We’ll use an Apache Spark job on EMR on EKS to read the initial dataset from the S3 bucket, filter it for use case, and then combine it with the boundary data from census.gov in order to draw a map of the current air quality.
This post also shows how to use the custom containers support in EMR on EKS to build our own container image with the necessary dependencies.
Pre-requisites
- An AWS account with access to Amazon Elastic Container Registry (ECR)
- An EMR on EKS cluster already setup
- Docker
- A container registry to push your image to
Building the EMR on EKS Container Image
Download the EMR base image
For this post, we’ll be using the us-west-2
region and EMR 6.3.0 release. Each region and release has a different base image URL, and you can find the full list here.

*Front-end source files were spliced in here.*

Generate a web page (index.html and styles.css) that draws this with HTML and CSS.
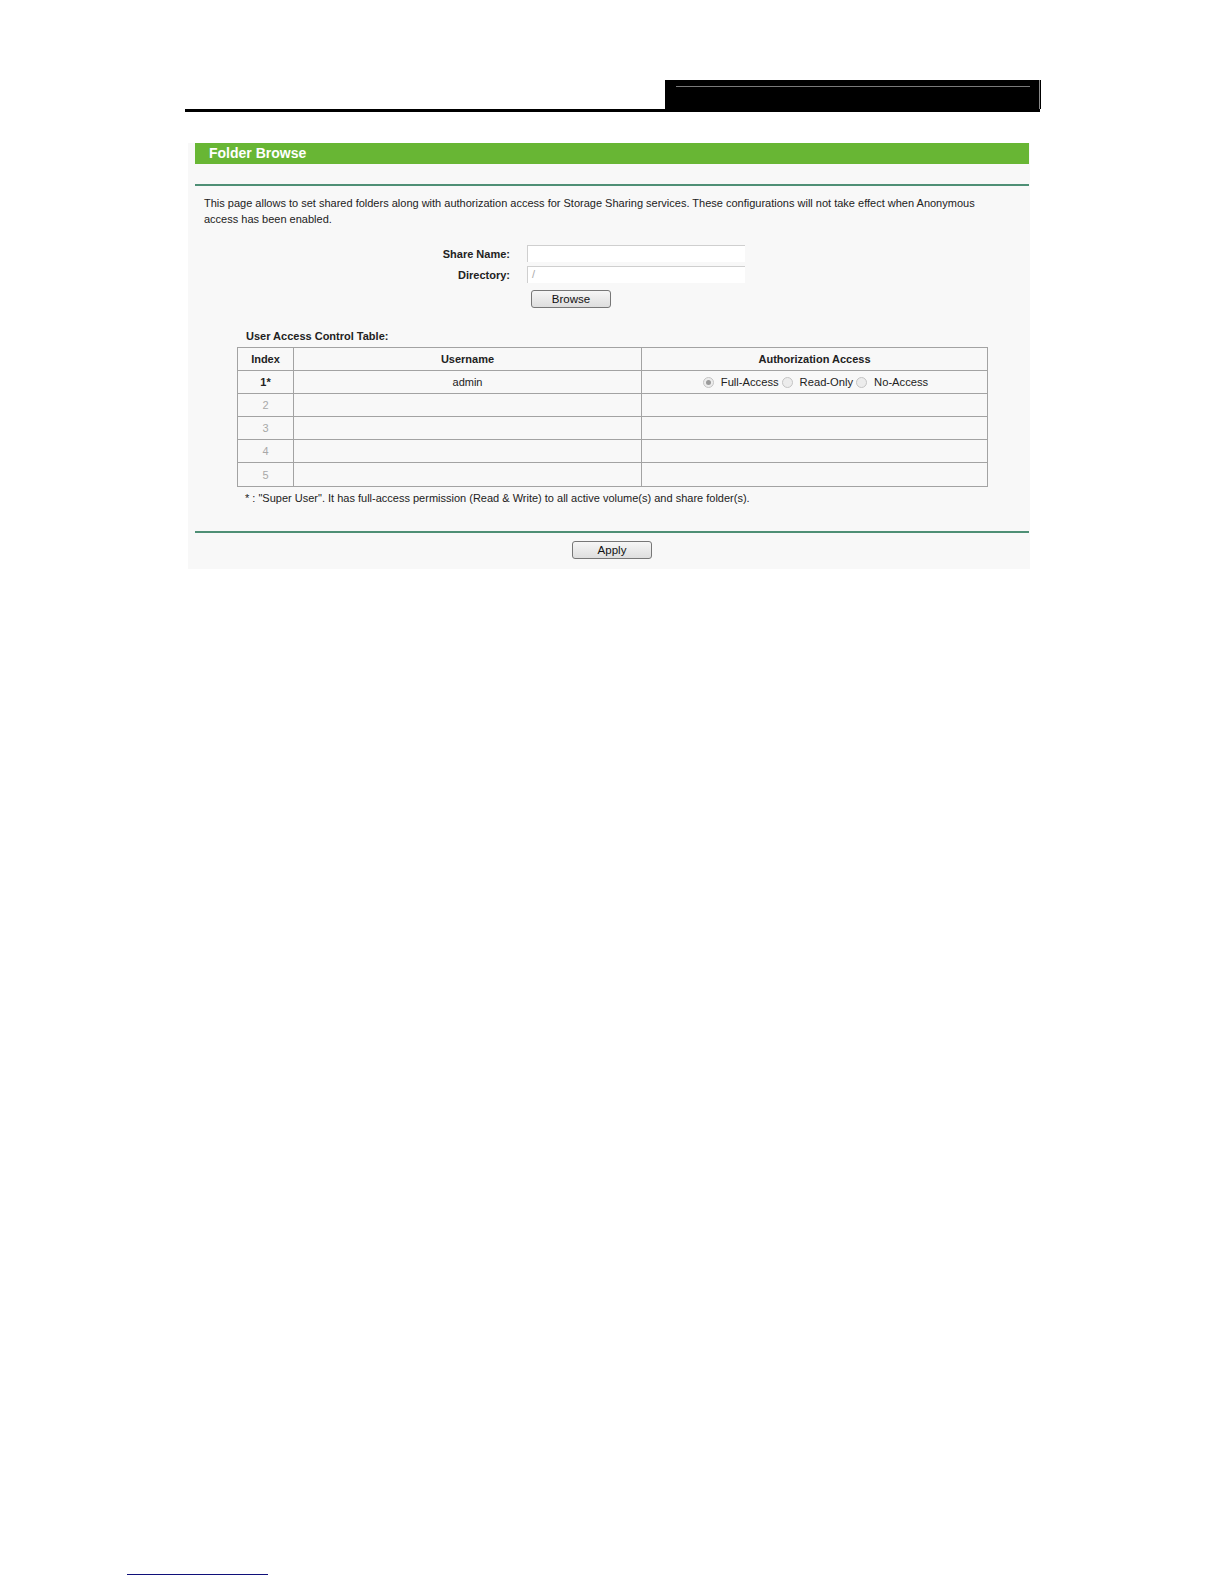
FILE: index.html
```html
<!DOCTYPE html>
<html lang="en">
<head>
<meta charset="utf-8">
<title>Folder Browse</title>
<link rel="stylesheet" href="styles.css">
</head>
<body>
<div class="page">
  <div class="header">
    <div class="header-box"><div class="header-rule"></div></div>
  </div>

  <div class="panel">
    <div class="title-bar">Folder Browse</div>
    <div class="rule rule-top"></div>
    <p class="desc">This page allows to set shared folders along with authorization access for Storage Sharing services. These configurations will not take effect when Anonymous access has been enabled.</p>

    <div class="form">
      <div class="form-row">
        <label class="form-label">Share Name:</label>
        <div class="field"></div>
      </div>
      <div class="form-row">
        <label class="form-label">Directory:</label>
        <div class="field"><span class="placeholder">/</span></div>
      </div>
      <div class="form-row">
        <span class="form-label"></span>
        <button class="btn btn-browse">Browse</button>
      </div>
    </div>

    <div class="table-title">User Access Control Table:</div>
    <table class="uac">
      <colgroup>
        <col class="c-index"><col class="c-user"><col class="c-auth">
      </colgroup>
      <thead>
        <tr><th>Index</th><th>Username</th><th>Authorization Access</th></tr>
      </thead>
      <tbody>
        <tr>
          <td class="idx idx-super">1*</td>
          <td>admin</td>
          <td>
            <span class="radio-group">
              <span class="radio checked"></span><span class="radio-label">Full-Access</span>
              <span class="radio"></span><span class="radio-label">Read-Only</span>
              <span class="radio"></span><span class="radio-label">No-Access</span>
            </span>
          </td>
        </tr>
        <tr><td class="idx">2</td><td></td><td></td></tr>
        <tr><td class="idx">3</td><td></td><td></td></tr>
        <tr><td class="idx">4</td><td></td><td></td></tr>
        <tr class="last"><td class="idx">5</td><td></td><td></td></tr>
      </tbody>
    </table>
    <p class="note">* : "Super User". It has full-access permission (Read &amp; Write) to all active volume(s) and share folder(s).</p>

    <div class="rule rule-bottom"></div>
    <div class="actions"><button class="btn btn-apply">Apply</button></div>
  </div>

  <div class="footer-link"></div>
</div>
</body>
</html>
```

FILE: styles.css
```css
html, body {
  margin: 0;
  padding: 0;
  background: #ffffff;
}

body {
  font-family: "Liberation Sans", Arial, sans-serif;
  color: #1a1a1a;
  width: 1224px;
  height: 1584px;
  overflow: hidden;
}

.page {
  padding-top: 80px;
}

/* ---------- page header ---------- */
.header {
  margin-left: 185px;
  width: 855px;
  display: flex;
  justify-content: flex-end;
  border-bottom: 3px solid #000;
}

.header-box {
  width: 375px;
  height: 29px;
  background: #000;
  border-right: 1px solid #8a8a8a;
  box-shadow: 1px 0 0 #000;
  padding-top: 6px;
  box-sizing: border-box;
}

.header-rule {
  margin: 0 9px 0 11px;
  height: 1px;
  background: #7a7a7a;
}

/* ---------- panel ---------- */
.panel {
  margin-top: 31px;
  margin-left: 188px;
  width: 842px;
  background: #f8f8f8;
  padding-bottom: 10px;
}

.title-bar {
  margin-left: 7px;
  width: 834px;
  height: 21px;
  line-height: 20px;
  box-sizing: border-box;
  padding-left: 14px;
  background: #68b634;
  color: #fff;
  font-weight: bold;
  font-size: 14px;
}

.rule {
  margin-left: 7px;
  width: 834px;
  height: 2px;
  background: #4e8f75;
}

.rule-top {
  margin-top: 20px;
}

.desc {
  margin: 9px 0 0 0;
  padding: 0 40px 0 16px;
  font-size: 11px;
  line-height: 16px;
  color: #222;
}

/* ---------- form ---------- */
.form {
  margin-top: 18px;
  display: flex;
  flex-direction: column;
  gap: 4px;
}

.form-row {
  display: flex;
  align-items: center;
  gap: 17px;
}

.form-label {
  width: 322px;
  text-align: right;
  font-weight: bold;
  font-size: 11px;
  color: #222;
}

.field {
  width: 218px;
  height: 17px;
  box-sizing: border-box;
  background: #fff;
  border-top: 1px solid #cfcfcf;
  border-left: 1px solid #cfcfcf;
  font-size: 11px;
  line-height: 15px;
  padding-left: 4px;
}

.placeholder {
  color: #aaa;
}

.btn {
  font-family: "Liberation Sans", Arial, sans-serif;
  font-size: 11.5px;
  color: #111;
  height: 18px;
  width: 80px;
  padding: 0;
  border: 1px solid #777;
  border-radius: 3px;
  background: linear-gradient(#f6f6f6, #dedede);
  line-height: 16px;
}

.btn-browse {
  margin-left: 4px;
  margin-top: 3px;
}

/* ---------- table ---------- */
.table-title {
  margin: 21px 0 0 58px;
  font-size: 11px;
  font-weight: bold;
  line-height: 14px;
  color: #222;
}

.uac {
  margin: 4px 0 0 49px;
  width: 750px;
  border-collapse: collapse;
  table-layout: fixed;
  font-size: 11px;
}

.c-index { width: 56px; }
.c-user { width: 348px; }
.c-auth { width: 346px; }

.uac th,
.uac td {
  border: 1px solid #a3a3a3;
  height: 22px;
  padding: 0;
  text-align: center;
  color: #222;
}

.uac .last td {
  height: 23px;
}

.uac th {
  font-weight: bold;
}

.uac .idx {
  color: #a8a8a8;
}

.uac .idx-super {
  color: #222;
  font-weight: bold;
}

.radio-group {
  display: inline-flex;
  align-items: center;
  padding-left: 5px;
  padding-top: 2px;
}

.radio {
  width: 9px;
  height: 9px;
  border-radius: 50%;
  border: 1px solid #c4c4c4;
  background: #ececec;
  position: relative;
  margin-right: 7px;
}

.radio.checked::after {
  content: "";
  position: absolute;
  left: 2px;
  top: 2px;
  width: 5px;
  height: 5px;
  border-radius: 50%;
  background: #9a9a9a;
}

.radio-label {
  margin-right: 3px;
  font-size: 11.2px;
}

.note {
  margin: 4px 0 0 57px;
  font-size: 11px;
  line-height: 14px;
  color: #222;
}

.rule-bottom {
  margin-top: 26px;
}

.actions {
  margin-top: 7px;
  padding-left: 384px;
}

/* ---------- footer ---------- */
.footer-link {
  margin: 1005px 0 0 127px;
  width: 141px;
  height: 1px;
  background: #10107a;
}
```
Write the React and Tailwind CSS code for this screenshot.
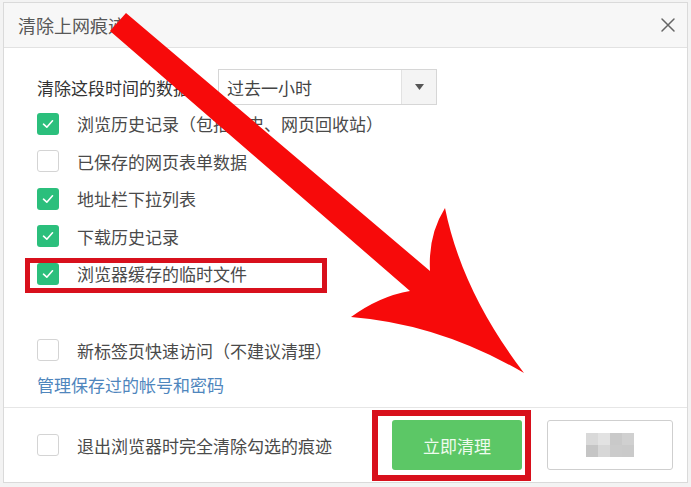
import React from "react";

const rows = [
  { label: "浏览历史记录（包括历史、网页回收站）", checked: true },
  { label: "已保存的网页表单数据", checked: false },
  { label: "地址栏下拉列表", checked: true },
  { label: "下载历史记录", checked: true },
  { label: "浏览器缓存的临时文件", checked: true },
];

function Check({ checked }) {
  if (!checked) {
    return <div className="size-[22px] shrink-0 rounded-[3px] border border-[#d4d4d4] bg-white" />;
  }
  return (
    <div className="size-[22px] shrink-0 rounded-[3px] bg-[#2bbf7c] flex items-center justify-center">
      <svg width="14" height="14" viewBox="0 0 14 14">
        <path d="M2.5 7.2 L5.8 10.2 L11.5 3.8" fill="none" stroke="#ffffff" strokeWidth="1.6" strokeLinecap="round" strokeLinejoin="round" />
      </svg>
    </div>
  );
}

function Row({ label, checked, className = "h-[37.5px]" }) {
  return (
    <div className={`flex items-center ${className}`}>
      <Check checked={checked} />
      <span className="ml-[18px] text-[17px] leading-none text-[#4a4a4a]">{label}</span>
    </div>
  );
}

// mosaic over the second button label
const mosaic = ["#d9d9d9", "#e2e2e2", "#c9c9c9", "#d0d0d0", "#c5c5c5", "#d7d7d7", "#cbcbcb", "#cacaca"];

export default function App() {
  return (
    <div className="relative w-[691px] h-[487px] overflow-hidden bg-[#f3f3f3] font-['Noto_Sans_CJK_SC','Noto_Sans',sans-serif]">
      <div className="mx-[3px] mt-[2px] h-[481px] border border-[#dadada] bg-white flex flex-col">
        <div className="h-[45px] shrink-0 bg-[#f7f7f7] border-b border-[#e2e2e2] flex items-center justify-between pl-[14px] pr-[11px]">
          <span className="text-[18px] leading-none text-[#585858]">清除上网痕迹</span>
          <svg width="16" height="16" viewBox="0 0 16 16">
            <path d="M2 2 L14 14 M14 2 L2 14" stroke="#666" strokeWidth="1.5" strokeLinecap="round" />
          </svg>
        </div>

        <div className="flex-1 pl-[33px] pt-[21px]">
          <div className="h-[36px] flex items-center">
            <span className="w-[170px] text-[17px] leading-none text-[#333]">清除这段时间的数据：</span>
            <div className="ml-[11px] w-[219px] h-[36px] border border-[#d6d6d6] flex">
              <span className="flex-1 pl-[8px] flex items-center text-[17px] leading-none text-[#444]">过去一小时</span>
              <div className="w-[35px] bg-[#f4f4f4] border-l border-[#e2e2e2] flex items-center justify-center">
                <svg width="9" height="6" viewBox="0 0 9 6">
                  <path d="M0 0 L9 0 L4.5 6 Z" fill="#555" />
                </svg>
              </div>
            </div>
          </div>
          {rows.map((r) => (
            <Row key={r.label} label={r.label} checked={r.checked} />
          ))}
          <div className="h-[39px]" />
          <Row label="新标签页快速访问（不建议清理）" checked={false} />
          <div className="h-[30px] flex items-center">
            <span className="text-[17px] leading-none text-[#4f86bd]">管理保存过的帐号和密码</span>
          </div>
        </div>

        <div className="h-[75px] shrink-0 border-t border-[#e6e6e6] flex items-center pl-[33px]">
          <Check checked={false} />
          <span className="ml-[18px] w-[255px] text-[17px] leading-none text-[#4a4a4a]">退出浏览器时完全清除勾选的痕迹</span>
          <button className="ml-[60px] w-[130px] h-[50px] rounded-[3px] bg-[#5cc766] text-[17px] leading-none text-[#eefbee]">
            立即清理
          </button>
          <button className="ml-[25px] w-[126px] h-[50px] rounded-[3px] border border-[#cfcfcf] bg-white flex items-center justify-center">
            <div className="grid grid-cols-4 w-[48px]">
              {mosaic.map((c, i) => (
                <div key={i} className="h-[12px]" style={{ backgroundColor: c }} />
              ))}
            </div>
          </button>
        </div>
      </div>

      <svg className="absolute inset-0 pointer-events-none" width="691" height="487" viewBox="0 0 691 487">
        <rect x="27.5" y="260.5" width="297" height="30" fill="none" stroke="#d8101c" strokeWidth="5" />
        <rect x="375" y="413" width="153" height="65" fill="none" stroke="#d8101c" strokeWidth="6" />
        <path
          d="M110 31 L126 13 L430 271 Q428 235 445 208 Q462 292 524 373 Q440 324 351 317 Q380 296 410 291 Z"
          fill="#f70a0a"
        />
      </svg>
    </div>
  );
}
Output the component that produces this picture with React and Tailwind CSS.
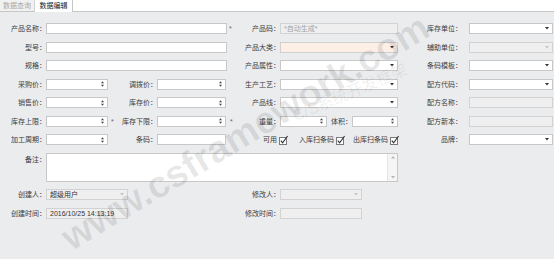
import React from "react";

const FONT = "font-['Liberation_Sans','Noto_Sans_CJK_SC',sans-serif]";

function Caret({ disabled }) {
  return (
    <svg width="4" height="3" viewBox="0 0 4 3" className="ml-auto mr-[3px] shrink-0">
      <path d="M0 0 L4 0 L2 2.5 Z" fill={disabled ? "#c4c4c4" : "#333"} />
    </svg>
  );
}

function Spin() {
  return (
    <svg width="3" height="6" viewBox="0 0 3 6" className="ml-auto mr-[3px] shrink-0">
      <path d="M0 2.3 L3 2.3 L1.5 0.3 Z" fill="#444" />
      <path d="M0 3.7 L3 3.7 L1.5 5.7 Z" fill="#444" />
    </svg>
  );
}

function Label({ className = "", children }) {
  return (
    <div className={`shrink-0 text-right text-[7px] leading-[11px] text-[#3c3c3c] whitespace-nowrap ${className}`}>
      {children}
    </div>
  );
}

function Field({ className = "", kind, disabled, peach, text, muted }) {
  const tone = disabled
    ? "bg-[#efefef] border-[#d2d2d2]"
    : peach
    ? "bg-[#fdefe6] border-[#d0d0d0]"
    : "bg-white border-[#c8c8c8]";
  return (
    <div className={`shrink-0 h-[11px] border ${tone} flex items-center ${className}`}>
      {text && (
        <span className={`pl-[3px] text-[7px] leading-none whitespace-nowrap ${muted ? "text-[#a2a2a2]" : "text-[#333]"}`}>
          {text}
        </span>
      )}
      {kind === "select" && <Caret disabled={disabled} />}
      {kind === "spin" && <Spin />}
    </div>
  );
}

function Star({ className = "" }) {
  return <div className={`shrink-0 text-[7px] leading-[11px] text-[#666] ${className}`}>*</div>;
}

function Check({ label, className = "" }) {
  return (
    <div className={`shrink-0 flex items-center gap-[2px] whitespace-nowrap ${className}`}>
      <span>{label}</span>
      <svg width="10" height="10" viewBox="0 0 10 10" className="shrink-0">
        <rect x="0.5" y="2.5" width="7" height="7" fill="white" stroke="#7a7a7a" />
        <path d="M1.8 5.6 L3.6 7.8 L8.6 1" stroke="#333" strokeWidth="1.1" fill="none" />
      </svg>
    </div>
  );
}

function Row({ children }) {
  return <div className="flex items-center h-[11px]">{children}</div>;
}

export default function App() {
  return (
    <div className={`w-[554px] h-[259px] overflow-hidden bg-white ${FONT}`}>
      {/* tabs */}
      <div className="h-[12px] flex border-b border-[#c6c6c6] bg-white">
        <div className="w-[35px] bg-[#f1f1f1] border-r border-[#d4d4d4] text-[7px] leading-[11px] text-[#a9a9a9] text-center whitespace-nowrap">
          数据查询
        </div>
        <div className="w-[38px] h-[12px] bg-white border-r border-[#c6c6c6] text-[7px] leading-[11px] text-[#222] text-center whitespace-nowrap">
          数据编辑
        </div>
      </div>

      <div className="relative h-[247px] bg-[#ebecee] overflow-hidden">
        <div className="flex flex-col gap-[7.5px] pt-[11px]">
          <Row>
            <Label className="w-[46px]">产品名称：</Label>
            <Field className="w-[181px]" />
            <Star className="w-[8px] pl-[2px]" />
            <Label className="w-[45px]">产品码：</Label>
            <Field className="w-[118px]" disabled text="*自动生成*" muted />
            <Label className="w-[64px]">库存单位：</Label>
            <Field className="w-[84px] ml-[7px]" kind="select" />
          </Row>
          <Row>
            <Label className="w-[46px]">型号：</Label>
            <Field className="w-[181px]" />
            <Label className="w-[53px]">产品大类：</Label>
            <Field className="w-[118px]" peach kind="select" />
            <Label className="w-[64px]">辅助单位：</Label>
            <Field className="w-[84px] ml-[7px]" disabled kind="select" />
          </Row>
          <Row>
            <Label className="w-[46px]">规格：</Label>
            <Field className="w-[181px]" />
            <Label className="w-[53px]">产品属性：</Label>
            <Field className="w-[118px]" kind="select" />
            <Label className="w-[64px]">条码模板：</Label>
            <Field className="w-[84px] ml-[7px]" kind="select" />
          </Row>
          <Row>
            <Label className="w-[46px]">采购价：</Label>
            <Field className="w-[62px]" kind="spin" />
            <Label className="w-[49px]">调拨价：</Label>
            <Field className="w-[69px]" kind="spin" />
            <Label className="w-[54px]">生产工艺：</Label>
            <Field className="w-[118px]" kind="select" />
            <Label className="w-[64px]">配方代码：</Label>
            <Field className="w-[84px] ml-[7px]" kind="select" />
          </Row>
          <Row>
            <Label className="w-[46px]">销售价：</Label>
            <Field className="w-[62px]" kind="spin" />
            <Label className="w-[49px]">库存价：</Label>
            <Field className="w-[69px]" kind="spin" />
            <Label className="w-[54px]">产品线：</Label>
            <Field className="w-[118px]" kind="select" />
            <Label className="w-[64px]">配方名称：</Label>
            <Field className="w-[84px] ml-[7px]" disabled />
          </Row>
          <Row>
            <Label className="w-[46px]">库存上限：</Label>
            <Field className="w-[62px]" kind="spin" />
            <Star className="w-[8px] pl-[3px]" />
            <Label className="w-[41px]">库存下限：</Label>
            <Field className="w-[69px]" kind="spin" />
            <Star className="w-[10px] pl-[4px]" />
            <Label className="w-[44px]">重量：</Label>
            <Field className="w-[47px]" kind="spin" />
            <Label className="w-[25px]">体积：</Label>
            <Field className="w-[46px]" kind="spin" />
            <Label className="w-[64px]">配方新本：</Label>
            <Field className="w-[84px] ml-[7px]" disabled />
          </Row>
          <Row>
            <Label className="w-[46px]">加工周期：</Label>
            <Field className="w-[62px]" kind="spin" />
            <Label className="w-[49px]">条码：</Label>
            <Field className="w-[69px]" />
            <div className="w-[172px] shrink-0 flex items-center text-[7px] leading-[11px] text-[#3c3c3c]">
              <Check label="可用" className="ml-[37px]" />
              <Check label="入库扫条码" className="ml-[10px]" />
              <Check label="出库扫条码" className="ml-[7px]" />
            </div>
            <Label className="w-[64px]">品牌：</Label>
            <Field className="w-[84px] ml-[7px]" kind="select" />
          </Row>
          <div className="flex items-start h-[29px]">
            <Label className="w-[46px] pt-[1px]">备注：</Label>
            <div className="w-[352px] h-[29px] border border-[#c8c8c8] bg-white flex">
              <div className="ml-auto w-[10px] h-full bg-[#f5f5f5] border-l border-[#e4e4e4] flex flex-col items-center justify-between py-[2px]">
                <svg width="4" height="3" viewBox="0 0 4 3"><path d="M0 2.5 L4 2.5 L2 0 Z" fill="#b5b5b5" /></svg>
                <svg width="4" height="3" viewBox="0 0 4 3"><path d="M0 0 L4 0 L2 2.5 Z" fill="#b5b5b5" /></svg>
              </div>
            </div>
          </div>
          <Row>
            <Label className="w-[46px]">创建人：</Label>
            <Field className="w-[82px]" disabled kind="select" text="超级用户" />
            <Label className="w-[152px]">修改人：</Label>
            <Field className="w-[82px]" disabled kind="select" />
          </Row>
          <Row>
            <Label className="w-[46px]">创建时间：</Label>
            <Field className="w-[82px]" disabled text="2016/10/25 14:13:19" />
            <Label className="w-[152px]">修改时间：</Label>
            <Field className="w-[82px]" disabled />
          </Row>
        </div>

        {/* watermark */}
        <div className="pointer-events-none absolute left-[245px] top-[120px] -translate-x-1/2 -translate-y-1/2 -rotate-[31deg] whitespace-nowrap text-[38px] font-bold leading-none text-black/[0.09] font-['Liberation_Sans',sans-serif]">
          www.csframework.com
        </div>
        <div className="pointer-events-none absolute left-[350px] top-[81px] -translate-x-1/2 -translate-y-1/2 -rotate-[23deg] whitespace-nowrap text-[16px] leading-none text-black/[0.07]">
          C/S系统开发框架
        </div>
      </div>
    </div>
  );
}
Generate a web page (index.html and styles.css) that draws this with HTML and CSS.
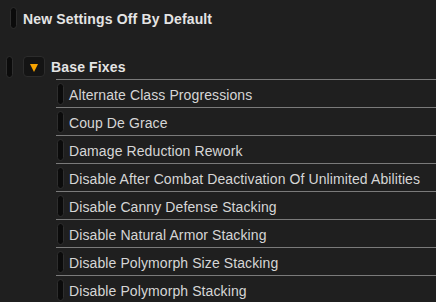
FILE: index.html
```html
<!DOCTYPE html>
<html>
<head>
<meta charset="utf-8">
<link rel="stylesheet" href="styles.css">
</head>
<body>
<div class="panel">
  <div class="header">
    <span class="pill"></span>
    <span class="title">New Settings Off By Default</span>
  </div>
  <div class="group">
    <div class="group-head">
      <span class="pill"></span>
      <span class="toggle"><svg width="8" height="8" viewBox="0 0 8 8"><polygon points="0,0 8,0 4,8" fill="#f7a300"/></svg></span>
      <span class="group-title">Base Fixes</span>
    </div>
    <div class="items">
      <div class="item"><span class="pill"></span><span class="label">Alternate Class Progressions</span></div>
      <div class="item"><span class="pill"></span><span class="label">Coup De Grace</span></div>
      <div class="item"><span class="pill"></span><span class="label">Damage Reduction Rework</span></div>
      <div class="item"><span class="pill"></span><span class="label">Disable After Combat Deactivation Of Unlimited Abilities</span></div>
      <div class="item"><span class="pill"></span><span class="label">Disable Canny Defense Stacking</span></div>
      <div class="item"><span class="pill"></span><span class="label">Disable Natural Armor Stacking</span></div>
      <div class="item"><span class="pill"></span><span class="label">Disable Polymorph Size Stacking</span></div>
      <div class="item"><span class="pill"></span><span class="label">Disable Polymorph Stacking</span></div>
    </div>
  </div>
</div>
</body>
</html>
```

FILE: styles.css
```css
html, body {
  margin: 0;
  padding: 0;
  background: #1f1f1f;
  height: 100%;
  overflow: hidden;
}
.panel {
  font-family: "Liberation Sans", Arial, sans-serif;
  color: #e4e4e4;
}
.pill {
  display: block;
  flex: none;
  width: 5px;
  height: 20px;
  border: 1px solid #2e2e2e;
  border-radius: 4px;
  background: #0b0b0b;
}
.header {
  display: flex;
  align-items: center;
  height: 22px;
  padding: 7px 0 0 10px;
  gap: 6px;
}
.title {
  font-weight: bold;
  font-size: 14px;
  letter-spacing: 0.15px;
  padding-top: 1px;
}
.group {
  margin-top: 27px;
}
.group-head {
  display: flex;
  align-items: center;
  height: 21px;
  padding-left: 6px;
}
.toggle {
  display: flex;
  align-items: center;
  justify-content: center;
  width: 20px;
  height: 19px;
  margin-left: 10px;
  border: 1px solid #2c2c2c;
  border-radius: 4px;
  background: #141414;
}
.toggle svg {
  margin-top: 3px;
}
.group-title {
  margin-left: 6px;
  font-weight: bold;
  font-size: 14px;
  letter-spacing: 0.15px;
  padding-top: 1px;
}
.items {
  margin: 2px 0 0 56px;
}
.item {
  display: flex;
  align-items: center;
  height: 27px;
  border-top: 1px solid #7a7a7a;
  padding-left: 1px;
}
.label {
  margin-left: 5px;
  font-size: 14px;
  letter-spacing: 0.1px;
  padding-top: 2px;
  color: #d6d6d6;
}
```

aws ecr get-login-password --region us-west-2 \
| docker login --username AWS --password-stdin 895885662937.dkr.ecr.us-west-2.amazonaws.com
docker pull 895885662937.dkr.ecr.us-west-2.amazonaws.com/notebook-spark/emr-6.3.0:latest
Customize the image
EMR on EKS comes with a variety of default libraries installed including plotly and seaborn, but we wanted to try out Bokeh for my illustration as they have a great choropleth example and it’s a library I’ve been hearing about occasionally. I was hoping to use Bokeh’s sampledata
for US and county, but I ended up using GeoPandas to re-project my map to a conic projection so Michigan wasn’t squashed up against Wisconsin. :) GeoPandas makes it easy to read in shapefiles, so I just used the census.gov provided state and county data.
Bokeh also uses Selenium and Chrome for it’s static image generation, so we go ahead and install Chrome on the container image as well.
FROM 895885662937.dkr.ecr.us-west-2.amazonaws.com/notebook-spark/emr-6.3.0:latest
USER root
# Install Chrome
RUN curl https://intoli.com/install-google-chrome.sh | bash && \
mv /usr/bin/google-chrome-stable /usr/bin/chrome
# We need to upgrade pip in order to install pyproj
RUN pip3 install --upgrade pip
# If you pip install as root, use this
RUN pip3 install \
bokeh==2.3.2 \
boto3==1.17.93 \
chromedriver-py==91.0.4472.19.0 \
geopandas==0.9.0 \
selenium==3.141.0 \
shapely==1.7.1
RUN ln -s /usr/local/lib/python3.7/site-packages/chromedriver_py/chromedriver_linux64 /usr/local/bin/chromedriver
# Install bokeh sample data to /usr/local/share
RUN mkdir /root/.bokeh && \
echo "sampledata_dir: /usr/local/share/bokeh" > /root/.bokeh/config && \
bokeh sampledata
# Also install census data into the image :)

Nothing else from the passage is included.